Bandaranaike’s was a victory for Ceylonese capitalists who favored the promotion of a local, overwhelmingly Sinhala and Buddhist elite, with a nonaligned foreign policy, as opposed to the pro-Western elites tied to Washington, London, and multinational corporations, who tended to back the right-wing United National Party (UNP). Her victory in no way benefited the island’s working class, which soon found itself at loggerheads with the Bandaranaike government in a major strike wave.
The LSSP adopted a “no contest” policy towards Bandaranaike and the CP that was, for all intents and purposes, an endorsement. It marked a new stage in the degeneration of the party, which had sided in 1954 with the revisionist faction led by Michel Pablo and Ernest Mandel against the orthodox Trotskyists who founded the International Committee of Fourth International. In an unprincipled quid pro quo, the LSSP did not criticize the pro-Stalinist maneuvers of Pablo and Mandel in exchange for a free hand to engage in opportunist tactics in Ceylon—including tacit alliances with chauvinist Sinhala political forces.
The LSSP’s support proved critical in propping up the Colombo regime, which had weathered a series of crises, beginning with the mass “hartal” demonstrations and strikes of 1953 that brought down the UNP government of Dudley Shelton Senanayake, the assassination of Prime Minister Solomon Bandaranaike, husband of Sirimavo, in 1959, and the collapse after just four months of another UNP government in 1960.
75 years ago: The lynching of Rubin Stacy
On July 19, 1935, a 37-year old African-American tenant farmer named Rubin Stacy was lynched in Fort Lauderdale, Florida. According to initial reports of Stacy’s murder, a mob of masked, white men took Stacy from the custody of six sheriff’s deputies who were transporting him to the Dade County jail in Miami. The mob hanged Stacy from a tree near the home of Marion Jones, the 30-year-old white woman who had accused him of assaulting her with a knife.

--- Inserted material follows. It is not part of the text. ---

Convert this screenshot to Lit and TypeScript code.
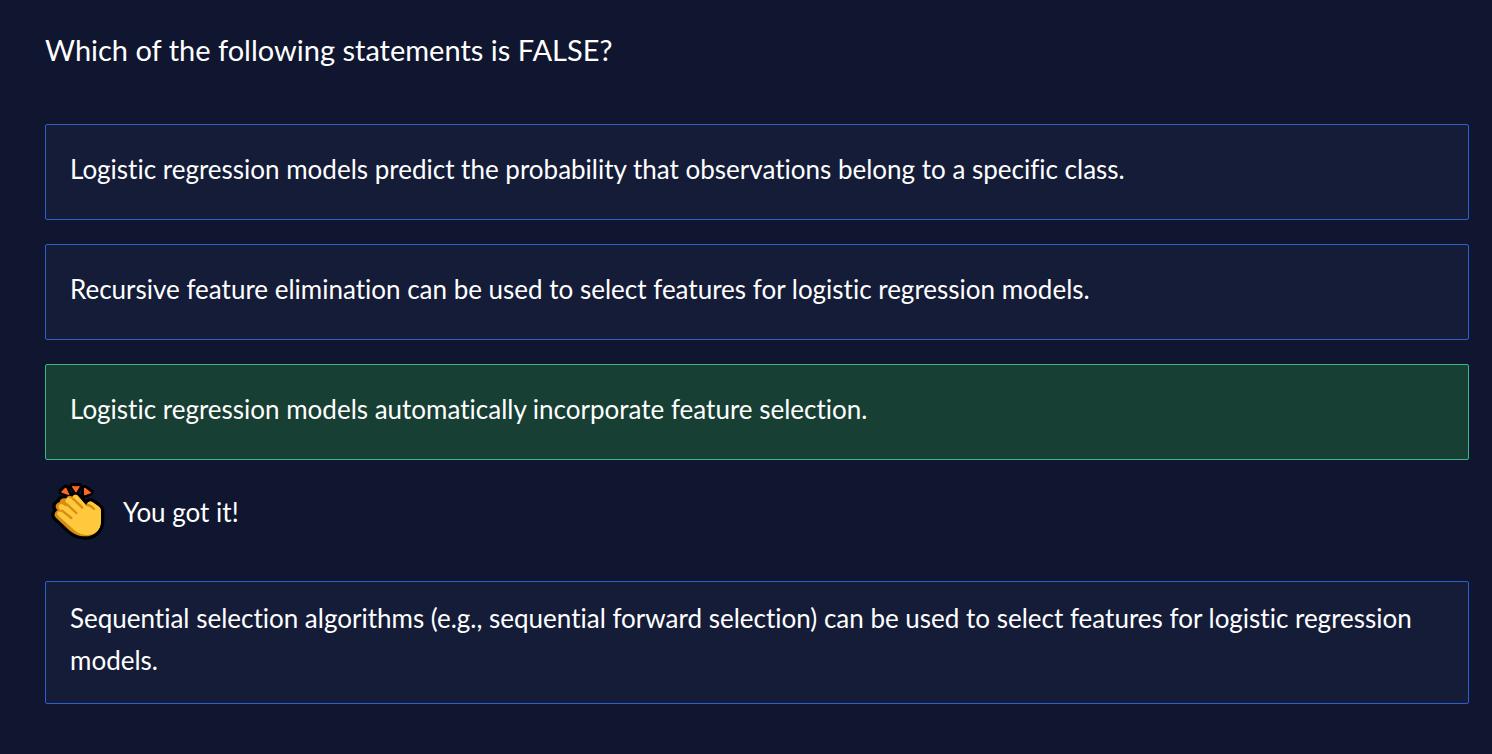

As was often the case in “southern justice,” both the pretext for the lynching and alleged details of the lynching itself were a tissue of lies. Stacy, who was reportedly homeless, had likely only gone to Jones’ home asking for something to eat or drink. Moreover, Stacy was not “kidnapped” from the deputies’ custody. Instead the killing was organized and ordered by Chief Deputy Bob Clark and other deputies, as eyewitness accounts revealed later. Clark even passed around his service revolver during the murder so that onlookers could shoot at Stacy’s body.

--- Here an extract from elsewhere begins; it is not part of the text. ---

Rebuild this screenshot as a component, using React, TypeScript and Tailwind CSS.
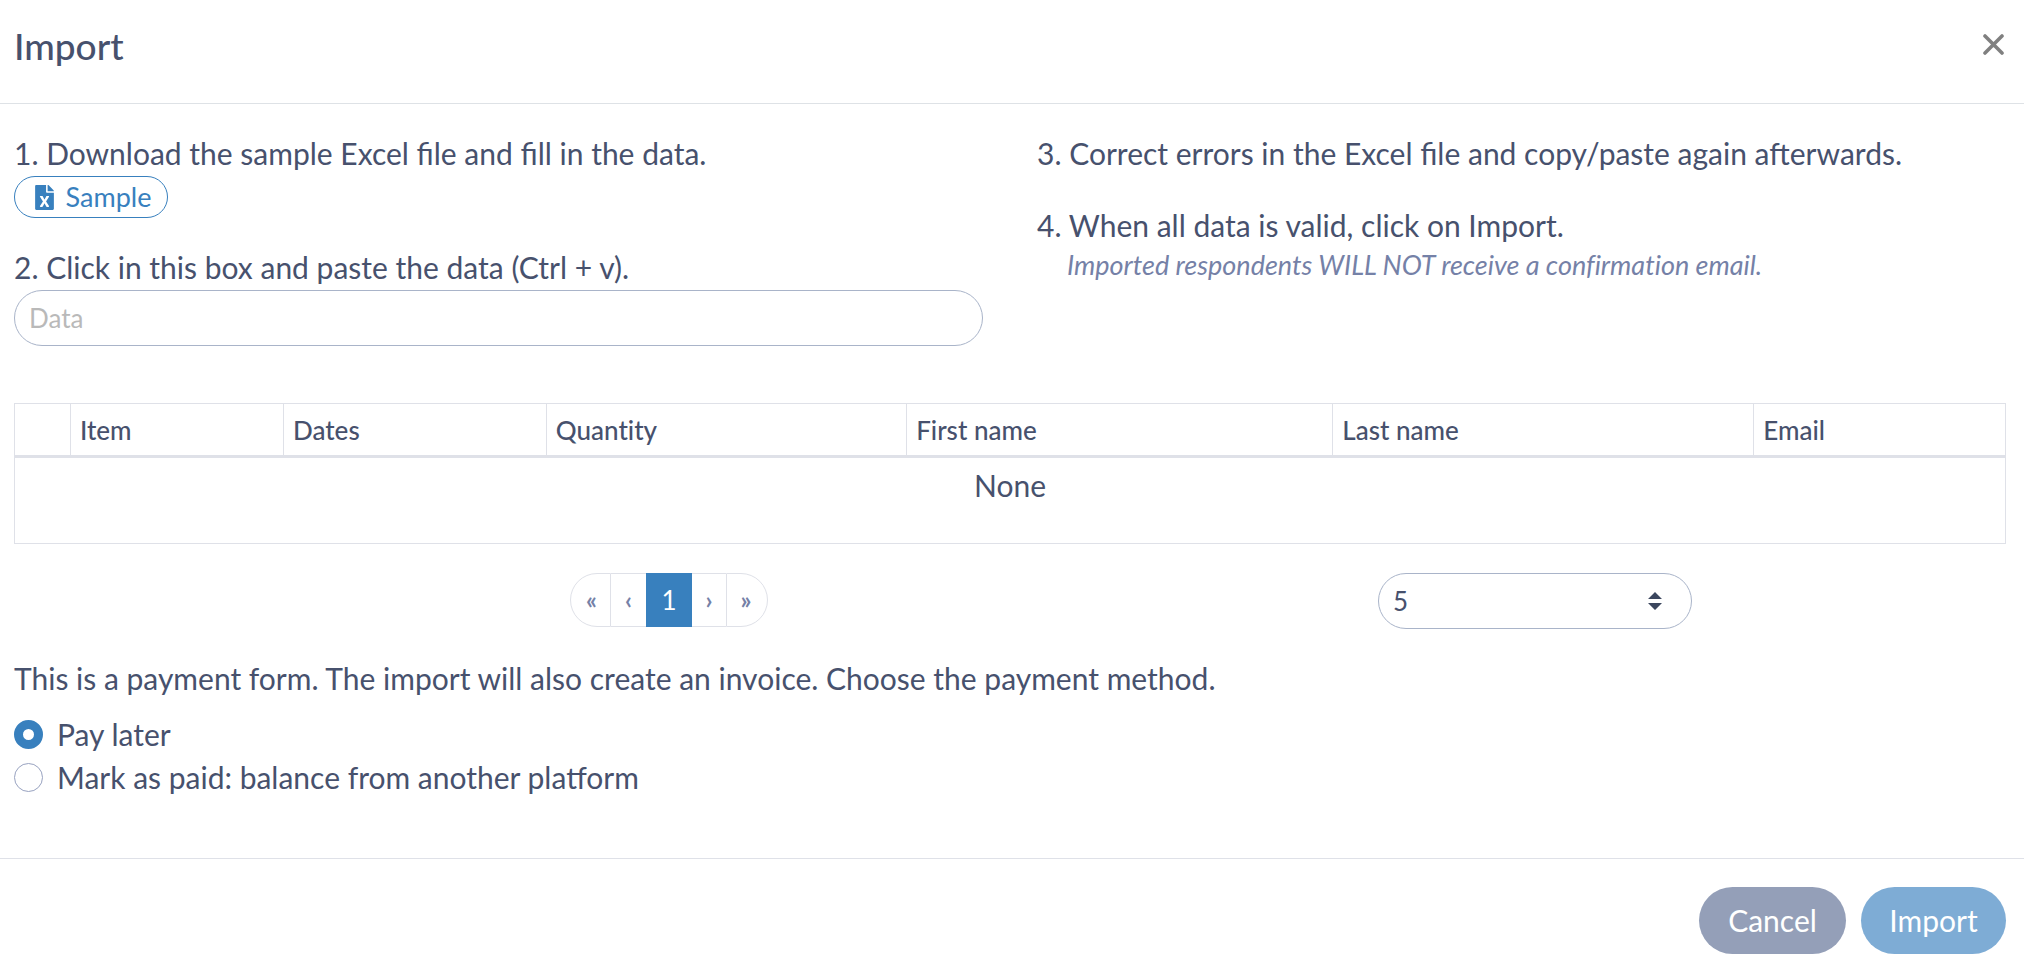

During the time of Stacy’s murder, new anti-lynching legislation known as the Costigan-Wagner Bill was being debated in the US Congress, which would have allowed for the federal prosecution of law enforcement officials who permitted or aided in a lynching within their jurisdiction. President Roosevelt refused to support the bill, even after the brutal lynching of Stacy at the hands of sheriff’s deputies in Florida, fearing that he would lose the Southern vote in the coming election. The Costigan-Wagner Bill was eventually defeated.
The Tuskegee Institute reports a total of 4,742 lynchings in the United States between 1882 and 1968.
100 years ago: Massive suffragette demonstration in London
Tens of thousands of “suffragettes”—advocates of women’s right to vote—marched on London’s Hyde Park on July 23, 1910. Speakers addressed the demonstration from 40 different platforms in Hyde Park, where two separate marches had earlier converged, one originating from the Thames embankment and the other starting off from Holland Park.
A leading organization behind the demonstration was the Women’s Social and Political Union (WSPU), whose motto “Deeds, not Words,” was indicative of a more confrontational approach with state authorities than the mainline National Union of Women’s Suffrage Societies. Arrested WSPU women, mainly of upper and middle class background, had begun hunger strikes in prison in 1908 and 1909. British authority’s decision to force-feed the strikers shocked public consciousness.
Foreign delegations were led by a party of suffragettes from the US, which marched under banners reading “Idaho,” “Utah,” “Wyoming,” and “Colorado”—the four states that had by then granted women the right to vote. Finland, Australia, and New Zealand were then the only countries where women could vote.
The date July 23 was chosen to mark the Hyde Park Men’s Franchise Demonstration of 1866, when hundreds of thousands of workers held off British police and military personnel ordered to shut down the gathering, which the Tory home secretary, Spencer Walpole, had declared illegal. That demonstration resulted in the Second Reform Act of 1866, granting much of the male working class population the right to vote, which had largely been restricted to propertied males.